My approach has been totally empirical : I computed the numerical value $f(x)$ for $0.990 \leq x \leq 0.999$ and I tried several emprical models for fitting the data. The simplest I found is $$f(x)=\frac{0.652876}{(1-x)^{0.802491}}$$ which does a pretty good job (at least in my opinion).
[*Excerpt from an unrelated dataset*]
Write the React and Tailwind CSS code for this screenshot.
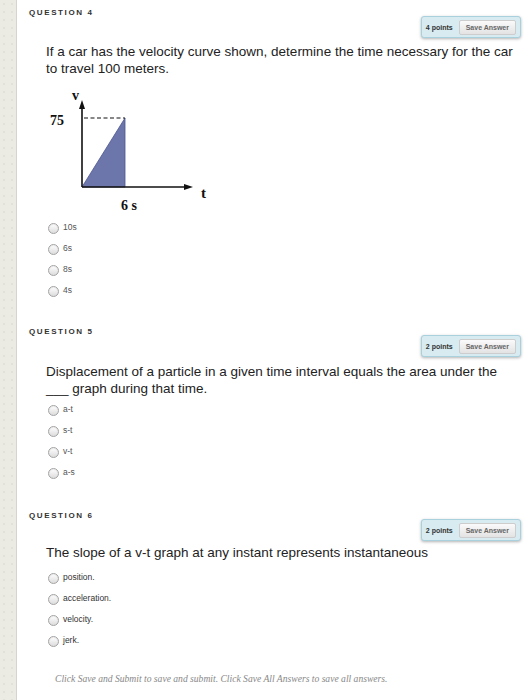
import React from "react"

const sans = { fontFamily: '"Liberation Sans", Arial, sans-serif' }

const PointsBox = ({ points }) => (
  <div className="flex justify-end pr-[8px]">
    <div className="flex items-center gap-[6px] h-[22px] px-[4px] bg-[#d7ebf1] border border-[#a9d1dd] rounded-[3px] shadow-[0_1px_3px_rgba(0,0,0,0.3)]">
      <span className="text-[7px] font-bold text-[#333] leading-none">{points} points</span>
      <span className="flex items-center h-[15px] px-[6px] bg-gradient-to-b from-[#fafafa] to-[#e3e3e3] border border-[#cdcdcd] rounded-[2px] text-[7px] font-bold text-[#666] leading-none">
        Save Answer
      </span>
    </div>
  </div>
)

const Radio = ({ label, dark }) => (
  <div className="flex items-center h-[21px]">
    <span className="w-[11px] h-[11px] rounded-full border border-[#a3a3a3] bg-gradient-to-b from-[#ffffff] to-[#dcdcdc] shadow-[inset_0_1px_1px_rgba(0,0,0,0.08)]" />
    <span className={"ml-[4px] -mt-[3px] text-[8.5px] leading-none " + (dark ? "text-[#333]" : "text-[#555]")}>{label}</span>
  </div>
)

const Label = ({ n, className }) => (
  <div className={"h-[10px] text-[8px] leading-[10px] font-bold tracking-[1.6px] text-[#333] " + className}>QUESTION {n}</div>
)

const Graph = () => (
  <svg width="175" height="130" className="ml-[15px] mt-[8px] block">
    <polygon points="38,102 81,33 81,102" fill="#6d76aa" stroke="#4d5690" strokeWidth="0.8" />
    <line x1="40" y1="33" x2="81" y2="33" stroke="#111" strokeWidth="1.2" strokeDasharray="4 2.5" />
    <line x1="38" y1="22" x2="38" y2="102" stroke="#111" strokeWidth="1.6" />
    <polygon points="38,15 35,24 41,24" fill="#111" />
    <line x1="38" y1="102" x2="142" y2="102" stroke="#111" strokeWidth="1.6" />
    <polygon points="149,102 140,99 140,105" fill="#111" />
    <text x="28" y="15" fontFamily='"Liberation Serif", serif' fontWeight="bold" fontSize="14" fill="#111">v</text>
    <text x="6" y="40" fontFamily='"Liberation Serif", serif' fontWeight="bold" fontSize="14" fill="#111">75</text>
    <text x="157" y="113" fontFamily='"Liberation Serif", serif' fontWeight="bold" fontSize="15" fill="#111">t</text>
    <text x="77" y="125" fontFamily='"Liberation Serif", serif' fontWeight="bold" fontSize="14" fill="#111">6 s</text>
  </svg>
)

export default function App() {
  return (
    <div className="flex min-h-[700px] bg-white" style={sans}>
      <div className="w-[17px] shrink-0 bg-[#ecebe3] border-r border-[#d6d4cc] bg-[radial-gradient(circle,#e3e1d8_0.7px,transparent_1px)] bg-[length:8px_8px]" />
      <div className="flex-1 pl-[12px] pt-[8px]">
        <Label n="4" />
        <div className="mt-[-2px]">
          <PointsBox points="4" />
        </div>
        <p className="ml-[17px] mt-[5px] text-[13.5px] leading-[17px] text-[#222] whitespace-nowrap">
          If a car has the velocity curve shown, determine the time necessary for the car
          <br />
          to travel 100 meters.
        </p>
        <Graph />
        <div className="ml-[19px] mt-[3px]">
          <Radio label="10s" />
          <Radio label="6s" />
          <Radio label="8s" />
          <Radio label="4s" />
        </div>

        <Label n="5" className="mt-[25px]" />
        <div className="mt-[-2px]">
          <PointsBox points="2" />
        </div>
        <p className="ml-[17px] mt-[6px] text-[13.5px] leading-[17px] text-[#222] whitespace-nowrap">
          Displacement of a particle in a given time interval equals the area under the
          <br />
          ___ graph during that time.
        </p>
        <div className="ml-[19px] mt-[3px]">
          <Radio label="a-t" />
          <Radio label="s-t" />
          <Radio label="v-t" />
          <Radio label="a-s" />
        </div>

        <Label n="6" className="mt-[27px]" />
        <div className="mt-[-2px]">
          <PointsBox points="2" />
        </div>
        <p className="ml-[17px] mt-[3px] text-[13.5px] leading-[17px] text-[#222]">
          The slope of a v-t graph at any instant represents instantaneous
        </p>
        <div className="ml-[19px] mt-[7px]">
          <Radio label="position." dark />
          <Radio label="acceleration." dark />
          <Radio label="velocity." dark />
          <Radio label="jerk." dark />
        </div>

        <p
          className="ml-[26px] mt-[20px] text-[9.6px] italic text-[#888] whitespace-nowrap"
          style={{ fontFamily: '"Liberation Serif", Georgia, serif' }}
        >
          Click Save and Submit to save and submit. Click Save All Answers to save all answers.
        </p>
      </div>
    </div>
  )
}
Extrapolated at $x=0.9999$, this gives a value of $1058.75$ for an "exact" value of $1194.03$.
The same thing was done for $0.9990 \leq x \leq 0.9999$; it leads to $$f(x)=\frac{0.433212}{(1-x)^{0.859902}} $$
I hope this helps in spite of its very empirical nature.